TASK TO CARRY OUT: Transcribe each line of the material as it is, and drop any picture.

RAW DATA:
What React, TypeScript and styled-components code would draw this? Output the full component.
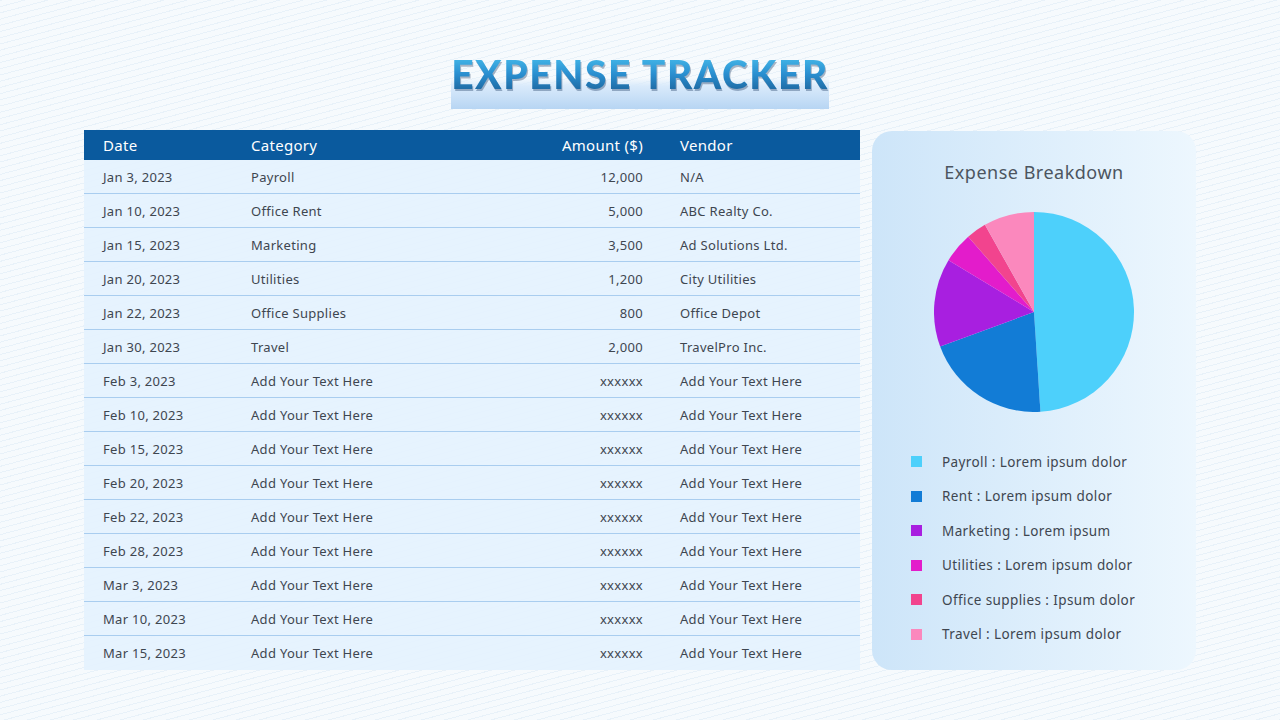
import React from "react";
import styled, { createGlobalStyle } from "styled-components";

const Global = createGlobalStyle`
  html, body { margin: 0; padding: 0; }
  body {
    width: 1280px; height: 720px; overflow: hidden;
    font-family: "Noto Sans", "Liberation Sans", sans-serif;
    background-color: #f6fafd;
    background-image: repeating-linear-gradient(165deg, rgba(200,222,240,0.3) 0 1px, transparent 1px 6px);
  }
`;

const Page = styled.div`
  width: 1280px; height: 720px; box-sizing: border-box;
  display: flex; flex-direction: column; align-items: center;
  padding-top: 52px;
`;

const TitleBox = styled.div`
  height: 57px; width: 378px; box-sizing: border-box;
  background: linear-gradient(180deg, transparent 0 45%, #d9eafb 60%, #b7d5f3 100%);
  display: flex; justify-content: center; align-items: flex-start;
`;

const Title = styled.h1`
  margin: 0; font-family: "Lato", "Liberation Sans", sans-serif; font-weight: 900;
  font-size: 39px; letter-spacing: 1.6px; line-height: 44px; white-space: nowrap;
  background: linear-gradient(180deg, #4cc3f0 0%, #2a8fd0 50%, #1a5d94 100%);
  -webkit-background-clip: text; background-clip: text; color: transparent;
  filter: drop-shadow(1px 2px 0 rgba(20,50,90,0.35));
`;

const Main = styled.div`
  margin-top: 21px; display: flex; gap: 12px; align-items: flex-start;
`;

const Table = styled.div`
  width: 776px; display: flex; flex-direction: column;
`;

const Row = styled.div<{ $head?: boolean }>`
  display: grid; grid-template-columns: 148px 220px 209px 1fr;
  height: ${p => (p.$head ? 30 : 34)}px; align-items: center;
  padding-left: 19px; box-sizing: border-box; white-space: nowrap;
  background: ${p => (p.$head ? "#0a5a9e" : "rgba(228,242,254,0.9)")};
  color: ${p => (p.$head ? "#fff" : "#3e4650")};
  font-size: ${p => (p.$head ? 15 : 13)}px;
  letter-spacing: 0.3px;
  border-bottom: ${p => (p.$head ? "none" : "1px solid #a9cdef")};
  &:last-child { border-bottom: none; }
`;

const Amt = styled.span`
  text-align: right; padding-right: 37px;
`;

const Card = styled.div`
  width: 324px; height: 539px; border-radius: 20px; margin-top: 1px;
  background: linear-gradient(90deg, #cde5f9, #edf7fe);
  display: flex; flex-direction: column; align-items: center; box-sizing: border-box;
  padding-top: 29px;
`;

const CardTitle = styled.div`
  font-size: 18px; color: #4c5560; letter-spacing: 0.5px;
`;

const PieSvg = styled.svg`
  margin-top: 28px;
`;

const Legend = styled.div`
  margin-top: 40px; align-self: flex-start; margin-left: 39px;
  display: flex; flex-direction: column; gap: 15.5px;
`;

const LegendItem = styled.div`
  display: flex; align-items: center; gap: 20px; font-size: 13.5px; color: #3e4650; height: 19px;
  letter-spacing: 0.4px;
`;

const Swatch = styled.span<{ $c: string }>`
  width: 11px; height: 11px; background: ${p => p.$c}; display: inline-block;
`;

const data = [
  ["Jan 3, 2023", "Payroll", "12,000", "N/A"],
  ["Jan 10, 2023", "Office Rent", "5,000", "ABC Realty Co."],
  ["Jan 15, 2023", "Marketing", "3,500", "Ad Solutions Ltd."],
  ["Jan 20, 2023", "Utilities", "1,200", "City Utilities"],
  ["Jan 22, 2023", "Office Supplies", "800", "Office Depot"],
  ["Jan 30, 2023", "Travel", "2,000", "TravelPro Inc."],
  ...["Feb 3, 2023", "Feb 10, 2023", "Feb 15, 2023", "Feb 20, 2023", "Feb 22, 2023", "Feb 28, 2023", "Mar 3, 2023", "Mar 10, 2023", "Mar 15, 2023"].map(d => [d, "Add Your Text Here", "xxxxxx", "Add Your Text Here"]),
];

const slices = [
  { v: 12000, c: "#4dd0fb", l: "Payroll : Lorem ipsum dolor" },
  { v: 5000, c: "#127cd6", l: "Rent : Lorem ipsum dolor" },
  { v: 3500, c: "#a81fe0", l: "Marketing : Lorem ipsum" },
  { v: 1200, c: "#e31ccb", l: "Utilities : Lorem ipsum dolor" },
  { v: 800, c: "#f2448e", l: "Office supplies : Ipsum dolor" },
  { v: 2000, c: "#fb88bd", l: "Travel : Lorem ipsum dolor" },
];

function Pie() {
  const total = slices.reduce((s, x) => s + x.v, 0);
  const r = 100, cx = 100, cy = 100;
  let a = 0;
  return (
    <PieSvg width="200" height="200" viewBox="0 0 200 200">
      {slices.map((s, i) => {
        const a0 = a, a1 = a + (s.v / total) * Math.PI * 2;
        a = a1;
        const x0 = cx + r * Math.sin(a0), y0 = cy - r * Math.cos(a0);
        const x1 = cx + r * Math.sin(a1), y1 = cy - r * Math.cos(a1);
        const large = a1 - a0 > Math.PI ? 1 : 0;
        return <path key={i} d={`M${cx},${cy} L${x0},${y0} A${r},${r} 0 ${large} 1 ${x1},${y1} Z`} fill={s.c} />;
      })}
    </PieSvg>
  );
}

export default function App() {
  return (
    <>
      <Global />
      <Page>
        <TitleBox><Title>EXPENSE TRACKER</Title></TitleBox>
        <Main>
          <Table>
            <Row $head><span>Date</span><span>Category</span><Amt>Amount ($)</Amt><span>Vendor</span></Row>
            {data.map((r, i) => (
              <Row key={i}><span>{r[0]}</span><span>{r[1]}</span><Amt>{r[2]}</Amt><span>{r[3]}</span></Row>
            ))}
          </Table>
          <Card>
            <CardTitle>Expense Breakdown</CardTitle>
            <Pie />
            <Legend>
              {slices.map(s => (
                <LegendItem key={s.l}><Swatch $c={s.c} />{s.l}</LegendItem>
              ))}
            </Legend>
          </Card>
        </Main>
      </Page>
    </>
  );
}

RESPONSE:
What React, TypeScript and styled-components code would draw this? Output the full component.
import React from "react";
import styled, { createGlobalStyle } from "styled-components";

const Global = createGlobalStyle`
  html, body { margin: 0; padding: 0; }
  body {
    width: 1280px; height: 720px; overflow: hidden;
    font-family: "Noto Sans", "Liberation Sans", sans-serif;
    background-color: #f6fafd;
    background-image: repeating-linear-gradient(165deg, rgba(200,222,240,0.3) 0 1px, transparent 1px 6px);
  }
`;

const Page = styled.div`
  width: 1280px; height: 720px; box-sizing: border-box;
  display: flex; flex-direction: column; align-items: center;
  padding-top: 52px;
`;

const TitleBox = styled.div`
  height: 57px; width: 378px; box-sizing: border-box;
  background: linear-gradient(180deg, transparent 0 45%, #d9eafb 60%, #b7d5f3 100%);
  display: flex; justify-content: center; align-items: flex-start;
`;

const Title = styled.h1`
  margin: 0; font-family: "Lato", "Liberation Sans", sans-serif; font-weight: 900;
  font-size: 39px; letter-spacing: 1.6px; line-height: 44px; white-space: nowrap;
  background: linear-gradient(180deg, #4cc3f0 0%, #2a8fd0 50%, #1a5d94 100%);
  -webkit-background-clip: text; background-clip: text; color: transparent;
  filter: drop-shadow(1px 2px 0 rgba(20,50,90,0.35));
`;

const Main = styled.div`
  margin-top: 21px; display: flex; gap: 12px; align-items: flex-start;
`;

const Table = styled.div`
  width: 776px; display: flex; flex-direction: column;
`;

const Row = styled.div<{ $head?: boolean }>`
  display: grid; grid-template-columns: 148px 220px 209px 1fr;
  height: ${p => (p.$head ? 30 : 34)}px; align-items: center;
  padding-left: 19px; box-sizing: border-box; white-space: nowrap;
  background: ${p => (p.$head ? "#0a5a9e" : "rgba(228,242,254,0.9)")};
  color: ${p => (p.$head ? "#fff" : "#3e4650")};
  font-size: ${p => (p.$head ? 15 : 13)}px;
  letter-spacing: 0.3px;
  border-bottom: ${p => (p.$head ? "none" : "1px solid #a9cdef")};
  &:last-child { border-bottom: none; }
`;

const Amt = styled.span`
  text-align: right; padding-right: 37px;
`;

const Card = styled.div`
  width: 324px; height: 539px; border-radius: 20px; margin-top: 1px;
  background: linear-gradient(90deg, #cde5f9, #edf7fe);
  display: flex; flex-direction: column; align-items: center; box-sizing: border-box;
  padding-top: 29px;
`;

const CardTitle = styled.div`
  font-size: 18px; color: #4c5560; letter-spacing: 0.5px;
`;

const PieSvg = styled.svg`
  margin-top: 28px;
`;

const Legend = styled.div`
  margin-top: 40px; align-self: flex-start; margin-left: 39px;
  display: flex; flex-direction: column; gap: 15.5px;
`;

const LegendItem = styled.div`
  display: flex; align-items: center; gap: 20px; font-size: 13.5px; color: #3e4650; height: 19px;
  letter-spacing: 0.4px;
`;

const Swatch = styled.span<{ $c: string }>`
  width: 11px; height: 11px; background: ${p => p.$c}; display: inline-block;
`;

const data = [
  ["Jan 3, 2023", "Payroll", "12,000", "N/A"],
  ["Jan 10, 2023", "Office Rent", "5,000", "ABC Realty Co."],
  ["Jan 15, 2023", "Marketing", "3,500", "Ad Solutions Ltd."],
  ["Jan 20, 2023", "Utilities", "1,200", "City Utilities"],
  ["Jan 22, 2023", "Office Supplies", "800", "Office Depot"],
  ["Jan 30, 2023", "Travel", "2,000", "TravelPro Inc."],
  ...["Feb 3, 2023", "Feb 10, 2023", "Feb 15, 2023", "Feb 20, 2023", "Feb 22, 2023", "Feb 28, 2023", "Mar 3, 2023", "Mar 10, 2023", "Mar 15, 2023"].map(d => [d, "Add Your Text Here", "xxxxxx", "Add Your Text Here"]),
];

const slices = [
  { v: 12000, c: "#4dd0fb", l: "Payroll : Lorem ipsum dolor" },
  { v: 5000, c: "#127cd6", l: "Rent : Lorem ipsum dolor" },
  { v: 3500, c: "#a81fe0", l: "Marketing : Lorem ipsum" },
  { v: 1200, c: "#e31ccb", l: "Utilities : Lorem ipsum dolor" },
  { v: 800, c: "#f2448e", l: "Office supplies : Ipsum dolor" },
  { v: 2000, c: "#fb88bd", l: "Travel : Lorem ipsum dolor" },
];

function Pie() {
  const total = slices.reduce((s, x) => s + x.v, 0);
  const r = 100, cx = 100, cy = 100;
  let a = 0;
  return (
    <PieSvg width="200" height="200" viewBox="0 0 200 200">
      {slices.map((s, i) => {
        const a0 = a, a1 = a + (s.v / total) * Math.PI * 2;
        a = a1;
        const x0 = cx + r * Math.sin(a0), y0 = cy - r * Math.cos(a0);
        const x1 = cx + r * Math.sin(a1), y1 = cy - r * Math.cos(a1);
        const large = a1 - a0 > Math.PI ? 1 : 0;
        return <path key={i} d={`M${cx},${cy} L${x0},${y0} A${r},${r} 0 ${large} 1 ${x1},${y1} Z`} fill={s.c} />;
      })}
    </PieSvg>
  );
}

export default function App() {
  return (
    <>
      <Global />
      <Page>
        <TitleBox><Title>EXPENSE TRACKER</Title></TitleBox>
        <Main>
          <Table>
            <Row $head><span>Date</span><span>Category</span><Amt>Amount ($)</Amt><span>Vendor</span></Row>
            {data.map((r, i) => (
              <Row key={i}><span>{r[0]}</span><span>{r[1]}</span><Amt>{r[2]}</Amt><span>{r[3]}</span></Row>
            ))}
          </Table>
          <Card>
            <CardTitle>Expense Breakdown</CardTitle>
            <Pie />
            <Legend>
              {slices.map(s => (
                <LegendItem key={s.l}><Swatch $c={s.c} />{s.l}</LegendItem>
              ))}
            </Legend>
          </Card>
        </Main>
      </Page>
    </>
  );
}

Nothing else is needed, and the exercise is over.